Esos riesgos se agudizan en un marco de anémico crecimiento económico que casi con toda seguridad se deteriorará aun más. Alemania anotó una recesión en el último trimestre, Italia está estancada, Francia en caída libre y España en desaceleración patente…Esto supone que la economía, que siempre o durante mucho tiempo suplió la naturaleza política pigmea de Europa, no va a ayudar nada a amortiguar las fuerzas desestabilizadoras presentes en la UE. El viejo continente esta en plena fase de euro esclerosis con escasas opciones de superarla. Es el Bajo Imperio romano, rico aun, viejo y sin voluntad para recuperar los valores que le hicieron poderoso y próspero. Europa no cuenta.
A la vista de este panorama, el realismo ha de imponerse. La idea de una Europa Unida y ecuménica es un ideal imposible. Ni existe una amplia voluntad popular en esa dirección ni élites nacionales con peso capaces de impulsarla ni sensación alguna de un proyecto compartido. Sin duda las élites cosmopolitas sí piensan en esos términos pero, para bien o para mal, los tiempos del despotismo ilustrado han terminado. La revuelta es general y se verá acentuada con la entrada en las próximas elecciones al Parlamento Europeo de un bloque populista de izquierdas y de derechas con un único punto en común: no nos gusta la Europa dictada por la eurocracia.

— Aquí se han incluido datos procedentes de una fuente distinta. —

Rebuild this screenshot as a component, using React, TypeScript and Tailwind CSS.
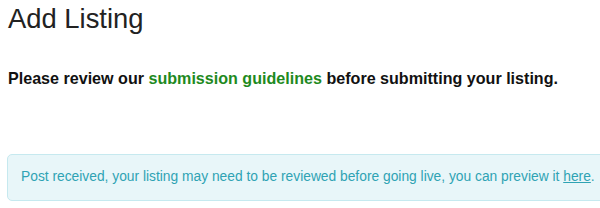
import React from "react";

export default function App() {
  return (
    <div className="w-[600px] h-[208px] overflow-hidden bg-white" style={{ fontFamily: '"Liberation Sans", Arial, sans-serif' }}>
      <h1 className="pl-2 pt-[3px] text-[27.4px] leading-[32px] text-[#222] font-normal">Add Listing</h1>
      <p className="pl-2 mt-[33px] text-[16.1px] leading-[20px] font-bold text-[#111]">
        Please review our <a className="text-[#1e8a1e]">submission guidelines</a> before submitting your listing.
      </p>
      <div className="ml-[7px] mt-[66px] w-[620px] h-[47px] flex items-center pl-[13px] rounded-[5px] border border-[#c6e9ef] bg-[#e8f6f9] text-[13.8px] text-[#2fa3b4]">
        <span>
          Post received, your listing may need to be reviewed before going live, you can preview it <a className="underline">here</a>.
        </span>
      </div>
    </div>
  );
}
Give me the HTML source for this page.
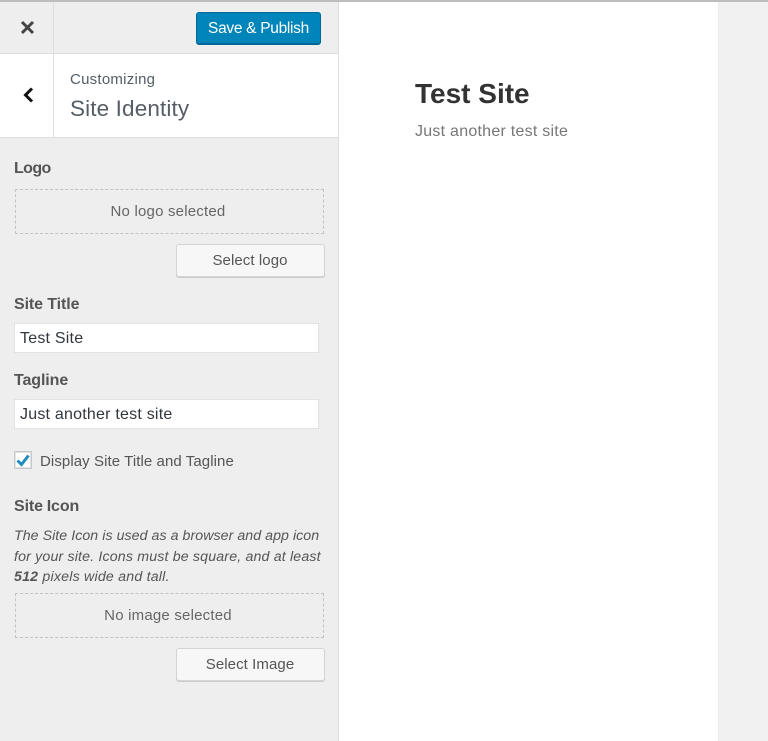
<!DOCTYPE html>
<html><head><meta charset="utf-8"><style>
*{box-sizing:border-box}
html,body{margin:0;padding:0;width:768px;height:741px;overflow:hidden;background:#fff;font-family:"Liberation Sans",sans-serif}
.a{position:absolute;white-space:nowrap}
.l{font-weight:bold;color:#555;font-size:16px;line-height:20px}
.t{color:#555d66}
.box{position:absolute;left:15px;width:309px;height:45px;border:1px dashed #c2c2c2;text-align:center;color:#666;font-size:15px;line-height:43px;letter-spacing:.2px;padding-right:3px}
.btn{position:absolute;left:176px;width:149px;height:33px;background:#f7f7f7;border:1px solid #d4d4d4;border-radius:3px;box-shadow:0 1px 0 #ccc;text-align:center;color:#555;font-size:15px;line-height:32px;letter-spacing:.08px;padding-right:1px}
.inp{position:absolute;left:14px;width:305px;height:30px;background:#fff;border:1px solid #e2e2e2;color:#32373c;font-size:16px;line-height:29px;padding-left:5px;letter-spacing:.22px}
</style></head><body>
<div class="a" style="left:0;top:0;width:768px;height:2px;background:#bdbdbd"></div>
<div class="a" style="left:718px;top:2px;width:50px;height:739px;background:#f1f1f1;border-left:1px solid #ececec"></div>
<div class="a" style="left:0;top:2px;width:339px;height:739px;background:#eee;border-right:1px solid #ddd"></div>
<div class="a" style="left:0;top:53px;width:339px;height:85px;background:#fff;border-top:1px solid #ddd;border-bottom:1px solid #ddd;border-right:1px solid #ddd"></div>
<div class="a" style="left:53px;top:2px;width:1px;height:135px;background:#ddd"></div>
<svg class="a" style="left:20px;top:20px" width="15" height="15" viewBox="0 0 15 15"><path d="M2 2L13 13M13 2L2 13" stroke="#444" stroke-width="3" fill="none"/></svg>
<svg class="a" style="left:22px;top:86px" width="12" height="18" viewBox="0 0 12 18"><path d="M10 2.5L3.5 9L10 15.5" stroke="#111" stroke-width="3" fill="none"/></svg>
<div class="a" style="left:196px;top:12px;width:125px;height:33px;background:#0085ba;border:1px solid #006799;border-bottom-width:2px;border-radius:3px;color:#fff;font-size:15.5px;line-height:32px;text-align:center;letter-spacing:-.3px">Save &amp; Publish</div>
<div class="a t" style="left:70px;top:71px;font-size:15px;line-height:18px;letter-spacing:.25px">Customizing</div>
<div class="a t" style="left:70px;top:95px;font-size:22.5px;line-height:28px;letter-spacing:.13px">Site Identity</div>
<div class="a l" style="left:14px;top:159px;letter-spacing:-.6px">Logo</div>
<div class="box" style="top:189px">No logo selected</div>
<div class="btn" style="top:244px">Select logo</div>
<div class="a l" style="left:14px;top:295px;letter-spacing:-.1px">Site Title</div>
<div class="inp" style="top:323px">Test Site</div>
<div class="a l" style="left:14px;top:371px;letter-spacing:-.1px">Tagline</div>
<div class="inp" style="top:399px">Just another test site</div>
<div class="a" style="left:14px;top:451px;width:18px;height:18px;background:#fff;border:1px solid #c4c8cc;box-shadow:0 0 0 1px #e2e2e2 inset"></div>
<svg class="a" style="left:15px;top:452px" width="16" height="16" viewBox="0 0 16 16"><path d="M2.5 8.5L6.5 12.5L13.5 3.5" stroke="#1e8cbe" stroke-width="3" fill="none"/></svg>
<div class="a" style="left:40px;top:452px;color:#555;font-size:15px;line-height:20px;letter-spacing:.08px">Display Site Title and Tagline</div>
<div class="a l" style="left:14px;top:497px;letter-spacing:-.1px;word-spacing:-.6px">Site Icon</div>
<div class="a" style="left:14px;top:526px;color:#555;font-size:14.2px;line-height:20.5px;font-style:italic"><span style="letter-spacing:.05px">The Site Icon is used as a browser and app icon</span><br><span style="letter-spacing:.16px">for your site. Icons must be square, and at least</span><br><span style="letter-spacing:.2px"><b>512</b> pixels wide and tall.</span></div>
<div class="box" style="top:593px">No image selected</div>
<div class="btn" style="top:648px">Select Image</div>
<div class="a" style="left:415px;top:77px;color:#333;font-size:28px;line-height:34px;font-weight:bold;letter-spacing:0">Test Site</div>
<div class="a" style="left:415px;top:122px;color:#777;font-size:16px;line-height:20px;letter-spacing:.25px">Just another test site</div>
</body></html>
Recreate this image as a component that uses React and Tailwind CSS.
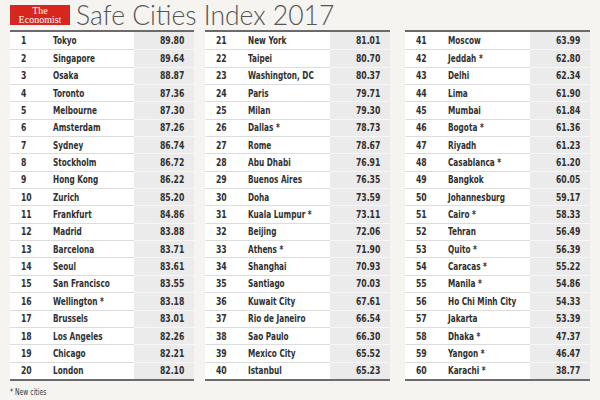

Margaret Thatcher contemplaba el proyecto de integración europea en términos progresivos y dinámicos; es decir, un proceso ensayo-error que, a partir de la creación de un mercado único, permitiese avanzar. A estas alturas, esa idea cobra de nuevo toda su vigencia. La idea constructivista de una Europa Edificada desde arriba es impracticable, un sueño de la razón que ha contribuido a alimentar el populismo. Por eso cobra de nuevo carta de naturaleza la humilde y empírica visión tacheriana de una Europa de naciones unidas por el libre mercado.